A: I’ll be 56 this season and when Will hired me, he asked me, ‘How much longer do you want to coach?’ I said I’ve got no hobbies. I want to coach another six or seven years and then re-evaluate. But I want to say this right now, there’s nothing else I do. I’m not a golfer. I’ll go stick a line in the water every now and then and fish. I don’t go hunting. There is nothing else I do. My wife, I’d probably drive her crazy if I got out of coaching.

Q: What would you be doing if you were not a coach?

A: I’ve got to think for a minute on that one. I guess I would run a barbecue restaurant and we would have mustard-based, ketchup-based and pepper-vinegar base.

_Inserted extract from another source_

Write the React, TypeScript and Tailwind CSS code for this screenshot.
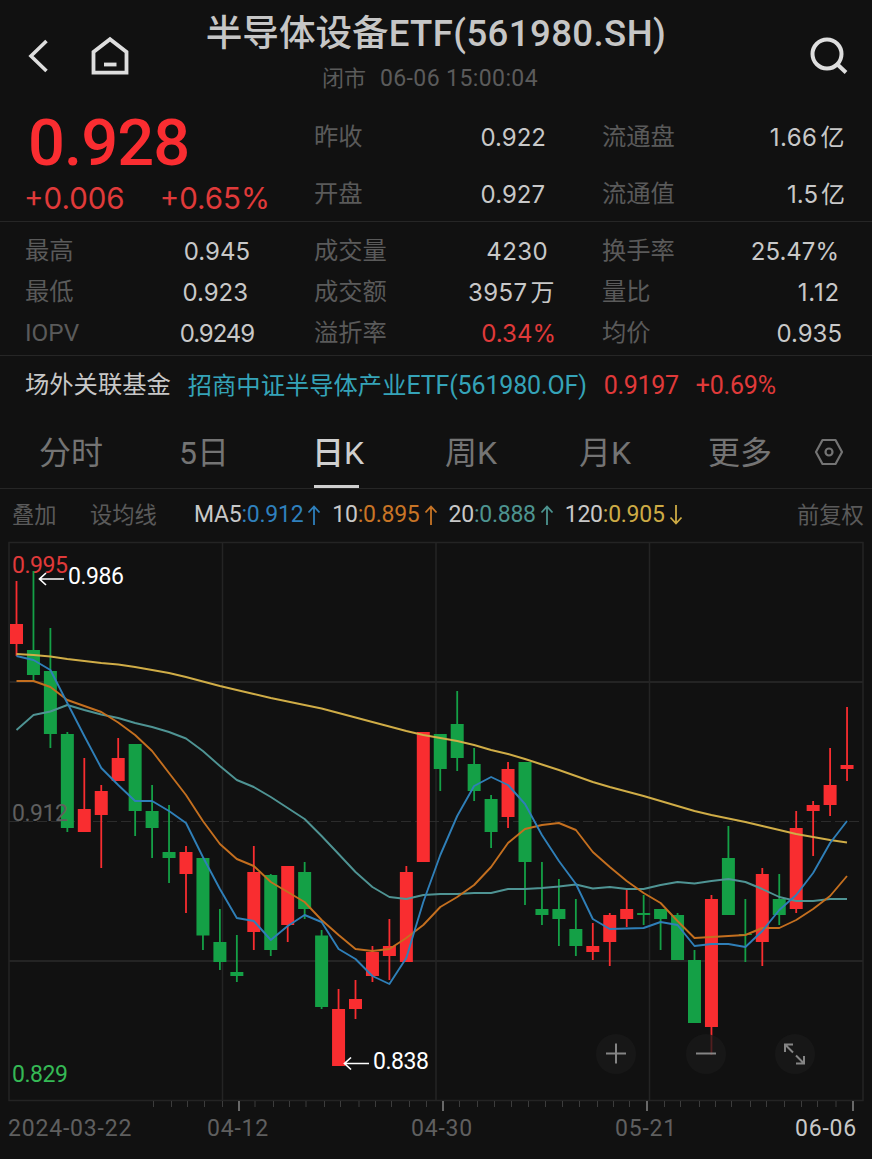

All three. It’s western North Carolina; it’s eastern North Carolina and South Carolina. Those are the three regions. I did a documentary back in the ‘90s on that at Appalachian State.

Q: What’s a perfect meal?

A: It would be a filet mignon with some lobster.

Q: What’s your favorite movie?

A: "The Outlaw Josey Wells." And I like "Forrest Gump" too.

Q: Anything we don't know about Clowney at this point?

A: His upside is tremendous. I think he is probably going to be the first guy who was the number one guy coming out of high school that can actually be the number one guy in the draft. Jadeveon is a great kid. I’ve got nothing but great things to say about him.

Q: Your best day in football?

A: I’ve got a couple of them. One of them was when we beat Florida in the Citrus Bowl when I was at Michigan State. I had been in the SEC and I knew. I had a very high regard for Florida, and when we won that game, that was a huge win. The other one, and I’m going to say it again, was when we [South Carolina] beat Florida to win the SEC East here in The Swamp. I understood how hard that is to do. I have a very high regard for the University of Florida, so those two wins were very special to me.

Q: You read any good books lately?

A: "Bleachers" by [John] Grisham. It’s about an old high school football coach on his deathbed. It’s one of the best books I’ve read in a long time.